— START —
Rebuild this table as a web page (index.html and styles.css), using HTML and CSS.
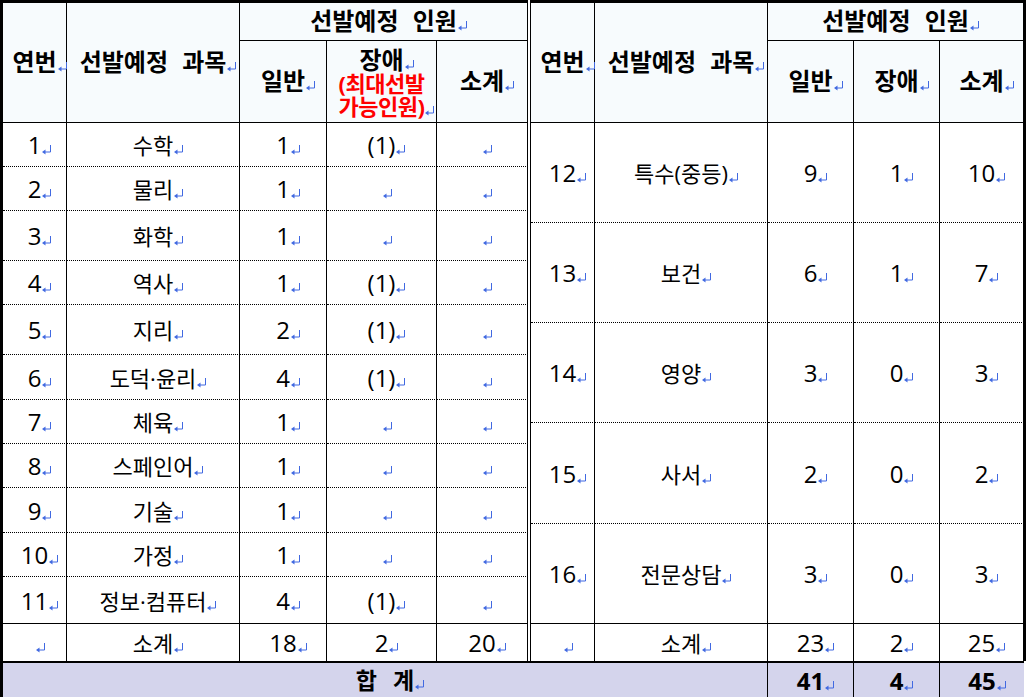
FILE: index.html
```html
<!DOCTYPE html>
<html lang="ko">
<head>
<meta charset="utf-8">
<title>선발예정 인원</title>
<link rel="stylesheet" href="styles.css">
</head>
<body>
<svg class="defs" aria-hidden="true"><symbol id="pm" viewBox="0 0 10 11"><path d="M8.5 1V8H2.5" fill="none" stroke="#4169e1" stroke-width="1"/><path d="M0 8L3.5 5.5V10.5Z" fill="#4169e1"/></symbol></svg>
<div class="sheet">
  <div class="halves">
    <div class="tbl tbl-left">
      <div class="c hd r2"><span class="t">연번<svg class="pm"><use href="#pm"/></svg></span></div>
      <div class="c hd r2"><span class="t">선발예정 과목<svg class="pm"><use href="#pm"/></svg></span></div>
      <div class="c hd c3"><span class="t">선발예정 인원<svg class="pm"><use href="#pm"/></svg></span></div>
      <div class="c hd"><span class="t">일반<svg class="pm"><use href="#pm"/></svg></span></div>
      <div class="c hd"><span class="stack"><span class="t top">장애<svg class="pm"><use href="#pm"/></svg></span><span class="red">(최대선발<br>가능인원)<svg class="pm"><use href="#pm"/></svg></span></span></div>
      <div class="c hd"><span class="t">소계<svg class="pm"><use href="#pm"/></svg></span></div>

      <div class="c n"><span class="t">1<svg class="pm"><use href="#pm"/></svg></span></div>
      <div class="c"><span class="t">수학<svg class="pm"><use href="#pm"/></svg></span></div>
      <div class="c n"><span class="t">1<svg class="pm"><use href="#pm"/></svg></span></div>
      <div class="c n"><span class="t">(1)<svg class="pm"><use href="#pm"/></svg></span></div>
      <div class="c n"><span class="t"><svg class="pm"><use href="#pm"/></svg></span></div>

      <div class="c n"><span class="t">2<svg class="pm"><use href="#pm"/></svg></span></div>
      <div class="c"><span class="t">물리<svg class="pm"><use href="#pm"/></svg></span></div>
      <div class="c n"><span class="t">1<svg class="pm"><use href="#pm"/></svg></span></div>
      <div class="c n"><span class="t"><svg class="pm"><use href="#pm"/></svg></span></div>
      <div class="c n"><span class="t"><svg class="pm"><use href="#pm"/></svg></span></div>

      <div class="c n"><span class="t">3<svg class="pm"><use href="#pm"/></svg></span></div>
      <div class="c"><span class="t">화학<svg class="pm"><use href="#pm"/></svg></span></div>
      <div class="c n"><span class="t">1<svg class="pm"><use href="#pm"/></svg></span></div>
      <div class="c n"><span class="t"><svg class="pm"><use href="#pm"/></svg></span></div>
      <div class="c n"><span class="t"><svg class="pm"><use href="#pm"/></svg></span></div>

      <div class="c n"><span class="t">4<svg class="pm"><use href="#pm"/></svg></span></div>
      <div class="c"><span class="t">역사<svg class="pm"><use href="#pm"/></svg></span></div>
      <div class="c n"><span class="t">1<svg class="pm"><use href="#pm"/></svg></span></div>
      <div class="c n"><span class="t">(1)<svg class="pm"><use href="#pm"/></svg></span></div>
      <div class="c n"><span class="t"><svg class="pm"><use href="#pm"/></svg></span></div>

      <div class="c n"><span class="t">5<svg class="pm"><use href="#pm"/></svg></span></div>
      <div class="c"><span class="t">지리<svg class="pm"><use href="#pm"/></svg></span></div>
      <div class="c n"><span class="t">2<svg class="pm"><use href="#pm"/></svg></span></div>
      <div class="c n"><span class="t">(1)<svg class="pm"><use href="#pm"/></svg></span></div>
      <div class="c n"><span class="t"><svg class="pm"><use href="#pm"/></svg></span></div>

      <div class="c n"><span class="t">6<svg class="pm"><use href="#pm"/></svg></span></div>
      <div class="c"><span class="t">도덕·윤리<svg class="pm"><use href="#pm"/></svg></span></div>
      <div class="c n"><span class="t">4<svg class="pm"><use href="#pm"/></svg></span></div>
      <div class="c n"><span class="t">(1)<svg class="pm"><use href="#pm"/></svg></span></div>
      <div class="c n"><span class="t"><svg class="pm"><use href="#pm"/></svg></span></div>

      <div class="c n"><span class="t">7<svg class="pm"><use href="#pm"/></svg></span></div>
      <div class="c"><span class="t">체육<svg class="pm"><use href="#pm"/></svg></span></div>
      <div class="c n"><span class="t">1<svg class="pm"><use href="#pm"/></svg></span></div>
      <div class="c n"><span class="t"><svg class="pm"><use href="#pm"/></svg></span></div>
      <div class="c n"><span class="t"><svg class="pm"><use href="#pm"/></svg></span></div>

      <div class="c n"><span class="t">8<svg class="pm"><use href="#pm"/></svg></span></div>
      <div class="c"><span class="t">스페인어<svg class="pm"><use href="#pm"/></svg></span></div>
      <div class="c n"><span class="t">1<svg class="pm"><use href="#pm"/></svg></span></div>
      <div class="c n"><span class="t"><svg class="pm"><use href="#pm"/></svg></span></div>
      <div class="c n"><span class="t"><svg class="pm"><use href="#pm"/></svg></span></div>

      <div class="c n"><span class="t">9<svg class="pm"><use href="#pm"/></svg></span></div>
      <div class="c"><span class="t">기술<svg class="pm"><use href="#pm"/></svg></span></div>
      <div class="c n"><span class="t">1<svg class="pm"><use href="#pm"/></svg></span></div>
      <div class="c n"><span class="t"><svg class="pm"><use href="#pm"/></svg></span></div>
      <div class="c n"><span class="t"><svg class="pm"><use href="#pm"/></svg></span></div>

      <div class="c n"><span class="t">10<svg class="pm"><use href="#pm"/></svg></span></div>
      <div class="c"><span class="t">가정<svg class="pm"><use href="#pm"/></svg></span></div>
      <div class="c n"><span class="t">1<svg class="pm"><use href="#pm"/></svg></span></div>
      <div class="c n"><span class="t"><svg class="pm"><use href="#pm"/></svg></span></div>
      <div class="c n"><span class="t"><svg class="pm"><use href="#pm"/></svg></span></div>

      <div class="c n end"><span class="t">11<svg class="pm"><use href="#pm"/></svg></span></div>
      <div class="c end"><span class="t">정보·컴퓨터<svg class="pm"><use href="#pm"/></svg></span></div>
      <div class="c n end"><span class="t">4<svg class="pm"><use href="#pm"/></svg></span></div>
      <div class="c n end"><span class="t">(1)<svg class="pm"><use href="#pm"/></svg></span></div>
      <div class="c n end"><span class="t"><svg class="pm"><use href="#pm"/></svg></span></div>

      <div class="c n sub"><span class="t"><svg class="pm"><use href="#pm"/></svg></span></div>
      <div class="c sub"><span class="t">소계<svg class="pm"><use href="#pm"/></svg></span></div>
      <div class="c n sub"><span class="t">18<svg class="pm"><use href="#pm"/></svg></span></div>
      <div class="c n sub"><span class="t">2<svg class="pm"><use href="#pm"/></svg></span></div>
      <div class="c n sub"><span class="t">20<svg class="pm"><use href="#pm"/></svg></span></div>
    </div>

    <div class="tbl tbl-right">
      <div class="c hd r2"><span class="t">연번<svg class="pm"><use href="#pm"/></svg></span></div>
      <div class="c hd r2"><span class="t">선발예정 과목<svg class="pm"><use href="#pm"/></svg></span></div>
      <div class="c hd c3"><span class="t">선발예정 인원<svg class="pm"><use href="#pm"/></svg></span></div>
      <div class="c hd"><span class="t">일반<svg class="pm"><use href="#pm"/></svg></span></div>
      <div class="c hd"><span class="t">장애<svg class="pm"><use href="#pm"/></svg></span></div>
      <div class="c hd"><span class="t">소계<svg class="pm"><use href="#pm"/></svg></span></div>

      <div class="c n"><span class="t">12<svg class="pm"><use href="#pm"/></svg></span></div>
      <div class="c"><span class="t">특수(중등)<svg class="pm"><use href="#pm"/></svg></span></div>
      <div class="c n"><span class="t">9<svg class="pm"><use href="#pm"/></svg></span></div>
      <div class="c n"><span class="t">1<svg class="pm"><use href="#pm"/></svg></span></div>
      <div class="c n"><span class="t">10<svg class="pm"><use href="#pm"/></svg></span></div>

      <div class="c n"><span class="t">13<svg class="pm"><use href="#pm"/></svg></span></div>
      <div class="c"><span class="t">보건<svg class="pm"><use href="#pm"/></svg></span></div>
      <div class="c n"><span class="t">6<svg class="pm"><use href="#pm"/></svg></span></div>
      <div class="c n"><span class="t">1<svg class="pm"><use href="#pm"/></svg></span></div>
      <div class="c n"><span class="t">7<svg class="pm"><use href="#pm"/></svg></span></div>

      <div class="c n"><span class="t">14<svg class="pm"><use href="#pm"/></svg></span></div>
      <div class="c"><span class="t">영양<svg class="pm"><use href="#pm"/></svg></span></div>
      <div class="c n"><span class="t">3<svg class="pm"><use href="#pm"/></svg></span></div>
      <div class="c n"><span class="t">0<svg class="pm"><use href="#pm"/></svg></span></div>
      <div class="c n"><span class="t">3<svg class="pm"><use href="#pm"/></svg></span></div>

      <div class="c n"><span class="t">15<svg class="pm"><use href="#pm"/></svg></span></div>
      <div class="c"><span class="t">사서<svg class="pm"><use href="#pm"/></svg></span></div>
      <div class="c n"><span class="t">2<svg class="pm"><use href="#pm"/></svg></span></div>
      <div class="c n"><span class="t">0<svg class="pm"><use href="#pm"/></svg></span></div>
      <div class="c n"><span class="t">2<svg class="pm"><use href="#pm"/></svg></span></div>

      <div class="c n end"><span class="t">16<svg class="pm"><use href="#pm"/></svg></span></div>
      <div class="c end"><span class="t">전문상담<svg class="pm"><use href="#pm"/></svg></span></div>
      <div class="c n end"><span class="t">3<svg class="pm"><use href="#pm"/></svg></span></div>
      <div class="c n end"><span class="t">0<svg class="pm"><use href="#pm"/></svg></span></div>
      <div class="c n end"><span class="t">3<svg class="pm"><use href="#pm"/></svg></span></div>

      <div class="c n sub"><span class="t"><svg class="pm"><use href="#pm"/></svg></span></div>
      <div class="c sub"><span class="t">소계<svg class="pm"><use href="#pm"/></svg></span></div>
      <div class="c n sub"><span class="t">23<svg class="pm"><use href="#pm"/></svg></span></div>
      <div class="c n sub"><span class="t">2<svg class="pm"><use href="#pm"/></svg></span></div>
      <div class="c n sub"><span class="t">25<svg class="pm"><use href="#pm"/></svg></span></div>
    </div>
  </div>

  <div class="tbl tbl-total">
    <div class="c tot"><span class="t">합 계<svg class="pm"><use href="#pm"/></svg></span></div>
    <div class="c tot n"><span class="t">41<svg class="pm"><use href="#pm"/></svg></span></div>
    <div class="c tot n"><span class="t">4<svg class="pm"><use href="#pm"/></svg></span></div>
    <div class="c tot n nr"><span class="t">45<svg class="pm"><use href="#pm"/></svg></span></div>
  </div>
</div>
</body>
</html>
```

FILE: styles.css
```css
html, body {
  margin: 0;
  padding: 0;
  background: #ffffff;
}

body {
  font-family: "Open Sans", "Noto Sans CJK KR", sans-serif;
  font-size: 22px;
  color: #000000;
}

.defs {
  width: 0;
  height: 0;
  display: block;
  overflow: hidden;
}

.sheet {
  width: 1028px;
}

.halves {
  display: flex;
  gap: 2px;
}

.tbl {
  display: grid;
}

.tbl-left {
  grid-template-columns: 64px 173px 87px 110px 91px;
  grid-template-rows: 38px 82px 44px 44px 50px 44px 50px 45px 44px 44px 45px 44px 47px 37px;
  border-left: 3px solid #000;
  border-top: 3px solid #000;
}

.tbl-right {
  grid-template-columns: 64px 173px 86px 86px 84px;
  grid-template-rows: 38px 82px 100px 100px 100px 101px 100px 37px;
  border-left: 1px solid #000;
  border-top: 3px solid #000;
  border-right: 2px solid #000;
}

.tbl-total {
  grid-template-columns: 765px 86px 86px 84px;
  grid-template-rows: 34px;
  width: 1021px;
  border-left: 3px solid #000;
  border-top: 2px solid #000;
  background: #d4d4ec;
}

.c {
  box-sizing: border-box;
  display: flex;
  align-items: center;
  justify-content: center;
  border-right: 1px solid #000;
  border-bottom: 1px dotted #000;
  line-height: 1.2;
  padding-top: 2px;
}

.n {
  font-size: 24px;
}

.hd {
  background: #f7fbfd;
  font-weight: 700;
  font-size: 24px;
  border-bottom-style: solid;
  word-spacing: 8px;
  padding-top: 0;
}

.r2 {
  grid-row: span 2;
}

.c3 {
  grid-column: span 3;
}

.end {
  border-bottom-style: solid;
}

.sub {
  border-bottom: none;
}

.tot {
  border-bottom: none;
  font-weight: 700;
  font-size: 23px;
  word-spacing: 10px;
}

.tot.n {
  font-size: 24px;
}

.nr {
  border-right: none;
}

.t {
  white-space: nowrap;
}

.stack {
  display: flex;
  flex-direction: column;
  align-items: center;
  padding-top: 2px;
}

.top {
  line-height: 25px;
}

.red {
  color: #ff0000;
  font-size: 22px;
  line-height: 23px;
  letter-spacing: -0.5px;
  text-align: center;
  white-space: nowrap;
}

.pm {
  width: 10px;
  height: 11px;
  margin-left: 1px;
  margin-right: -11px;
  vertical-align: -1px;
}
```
— END —
→ REQUIRED WORK
Find the string "styles" in the listing and return every line that holds it.

→ SOLUTION TO THE PROBLEM
Rebuild this table as a web page (index.html and styles.css), using HTML and CSS.
<link rel="stylesheet" href="styles.css">
FILE: styles.css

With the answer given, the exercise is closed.